■ **What needs to be done**
Below are some records; give them all again exactly, but not the pictures.

(Extracted data entries)
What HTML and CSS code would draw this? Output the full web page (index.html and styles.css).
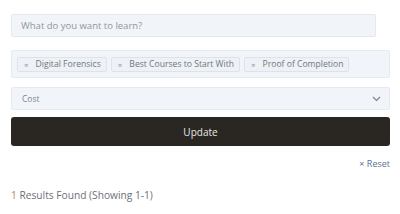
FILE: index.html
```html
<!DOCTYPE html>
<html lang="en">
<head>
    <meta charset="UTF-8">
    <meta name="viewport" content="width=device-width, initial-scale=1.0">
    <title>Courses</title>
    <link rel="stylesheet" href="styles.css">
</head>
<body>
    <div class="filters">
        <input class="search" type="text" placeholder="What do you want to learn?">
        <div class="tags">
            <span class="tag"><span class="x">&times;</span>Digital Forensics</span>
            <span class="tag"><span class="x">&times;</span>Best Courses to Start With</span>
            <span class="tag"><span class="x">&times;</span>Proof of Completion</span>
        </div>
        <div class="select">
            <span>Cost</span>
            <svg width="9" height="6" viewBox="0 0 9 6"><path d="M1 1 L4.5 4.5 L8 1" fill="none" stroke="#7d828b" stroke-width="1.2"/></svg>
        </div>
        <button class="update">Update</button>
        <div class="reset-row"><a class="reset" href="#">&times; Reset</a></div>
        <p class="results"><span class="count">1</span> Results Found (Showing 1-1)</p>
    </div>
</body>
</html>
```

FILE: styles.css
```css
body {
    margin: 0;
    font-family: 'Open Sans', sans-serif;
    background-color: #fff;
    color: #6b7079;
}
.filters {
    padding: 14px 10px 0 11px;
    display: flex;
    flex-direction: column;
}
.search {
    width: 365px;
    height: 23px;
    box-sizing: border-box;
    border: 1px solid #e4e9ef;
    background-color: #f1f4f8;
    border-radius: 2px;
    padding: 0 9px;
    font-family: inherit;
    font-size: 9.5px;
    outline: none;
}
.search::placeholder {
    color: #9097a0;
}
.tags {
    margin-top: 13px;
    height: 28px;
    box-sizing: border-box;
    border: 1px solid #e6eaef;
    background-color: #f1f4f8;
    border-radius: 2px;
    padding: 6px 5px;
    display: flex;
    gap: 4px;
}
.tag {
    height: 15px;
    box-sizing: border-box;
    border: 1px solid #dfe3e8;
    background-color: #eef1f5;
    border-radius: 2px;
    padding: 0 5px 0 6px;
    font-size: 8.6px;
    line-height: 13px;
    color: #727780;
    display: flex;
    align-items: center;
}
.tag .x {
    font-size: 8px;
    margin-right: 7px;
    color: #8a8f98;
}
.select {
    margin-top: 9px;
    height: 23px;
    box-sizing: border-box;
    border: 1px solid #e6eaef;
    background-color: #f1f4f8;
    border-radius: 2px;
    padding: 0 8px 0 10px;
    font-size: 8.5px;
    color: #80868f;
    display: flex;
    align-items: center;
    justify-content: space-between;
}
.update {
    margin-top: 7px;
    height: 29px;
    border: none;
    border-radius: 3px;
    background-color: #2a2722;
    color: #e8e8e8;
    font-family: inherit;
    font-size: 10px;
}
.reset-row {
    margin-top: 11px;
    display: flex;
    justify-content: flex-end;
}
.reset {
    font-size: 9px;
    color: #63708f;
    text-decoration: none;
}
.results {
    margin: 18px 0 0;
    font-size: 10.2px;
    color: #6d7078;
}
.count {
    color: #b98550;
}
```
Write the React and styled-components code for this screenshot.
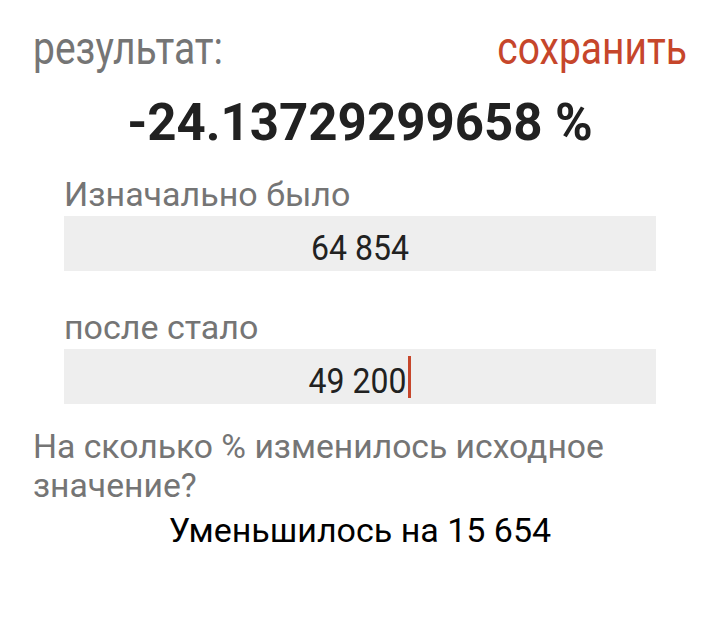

■ **Exercise response**
What HTML and CSS code would draw this? Output the full web page (index.html and styles.css).
FILE: index.html
```html
<!DOCTYPE html>
<html lang="en">
<head>
    <meta charset="UTF-8">
    <meta name="viewport" content="width=device-width, initial-scale=1.0">
    <title>Courses</title>
    <link rel="stylesheet" href="styles.css">
</head>
<body>
    <div class="filters">
        <input class="search" type="text" placeholder="What do you want to learn?">
        <div class="tags">
            <span class="tag"><span class="x">&times;</span>Digital Forensics</span>
            <span class="tag"><span class="x">&times;</span>Best Courses to Start With</span>
            <span class="tag"><span class="x">&times;</span>Proof of Completion</span>
        </div>
        <div class="select">
            <span>Cost</span>
            <svg width="9" height="6" viewBox="0 0 9 6"><path d="M1 1 L4.5 4.5 L8 1" fill="none" stroke="#7d828b" stroke-width="1.2"/></svg>
        </div>
        <button class="update">Update</button>
        <div class="reset-row"><a class="reset" href="#">&times; Reset</a></div>
        <p class="results"><span class="count">1</span> Results Found (Showing 1-1)</p>
    </div>
</body>
</html>
```

FILE: styles.css
```css
body {
    margin: 0;
    font-family: 'Open Sans', sans-serif;
    background-color: #fff;
    color: #6b7079;
}
.filters {
    padding: 14px 10px 0 11px;
    display: flex;
    flex-direction: column;
}
.search {
    width: 365px;
    height: 23px;
    box-sizing: border-box;
    border: 1px solid #e4e9ef;
    background-color: #f1f4f8;
    border-radius: 2px;
    padding: 0 9px;
    font-family: inherit;
    font-size: 9.5px;
    outline: none;
}
.search::placeholder {
    color: #9097a0;
}
.tags {
    margin-top: 13px;
    height: 28px;
    box-sizing: border-box;
    border: 1px solid #e6eaef;
    background-color: #f1f4f8;
    border-radius: 2px;
    padding: 6px 5px;
    display: flex;
    gap: 4px;
}
.tag {
    height: 15px;
    box-sizing: border-box;
    border: 1px solid #dfe3e8;
    background-color: #eef1f5;
    border-radius: 2px;
    padding: 0 5px 0 6px;
    font-size: 8.6px;
    line-height: 13px;
    color: #727780;
    display: flex;
    align-items: center;
}
.tag .x {
    font-size: 8px;
    margin-right: 7px;
    color: #8a8f98;
}
.select {
    margin-top: 9px;
    height: 23px;
    box-sizing: border-box;
    border: 1px solid #e6eaef;
    background-color: #f1f4f8;
    border-radius: 2px;
    padding: 0 8px 0 10px;
    font-size: 8.5px;
    color: #80868f;
    display: flex;
    align-items: center;
    justify-content: space-between;
}
.update {
    margin-top: 7px;
    height: 29px;
    border: none;
    border-radius: 3px;
    background-color: #2a2722;
    color: #e8e8e8;
    font-family: inherit;
    font-size: 10px;
}
.reset-row {
    margin-top: 11px;
    display: flex;
    justify-content: flex-end;
}
.reset {
    font-size: 9px;
    color: #63708f;
    text-decoration: none;
}
.results {
    margin: 18px 0 0;
    font-size: 10.2px;
    color: #6d7078;
}
.count {
    color: #b98550;
}
```
Write the React and styled-components code for this screenshot.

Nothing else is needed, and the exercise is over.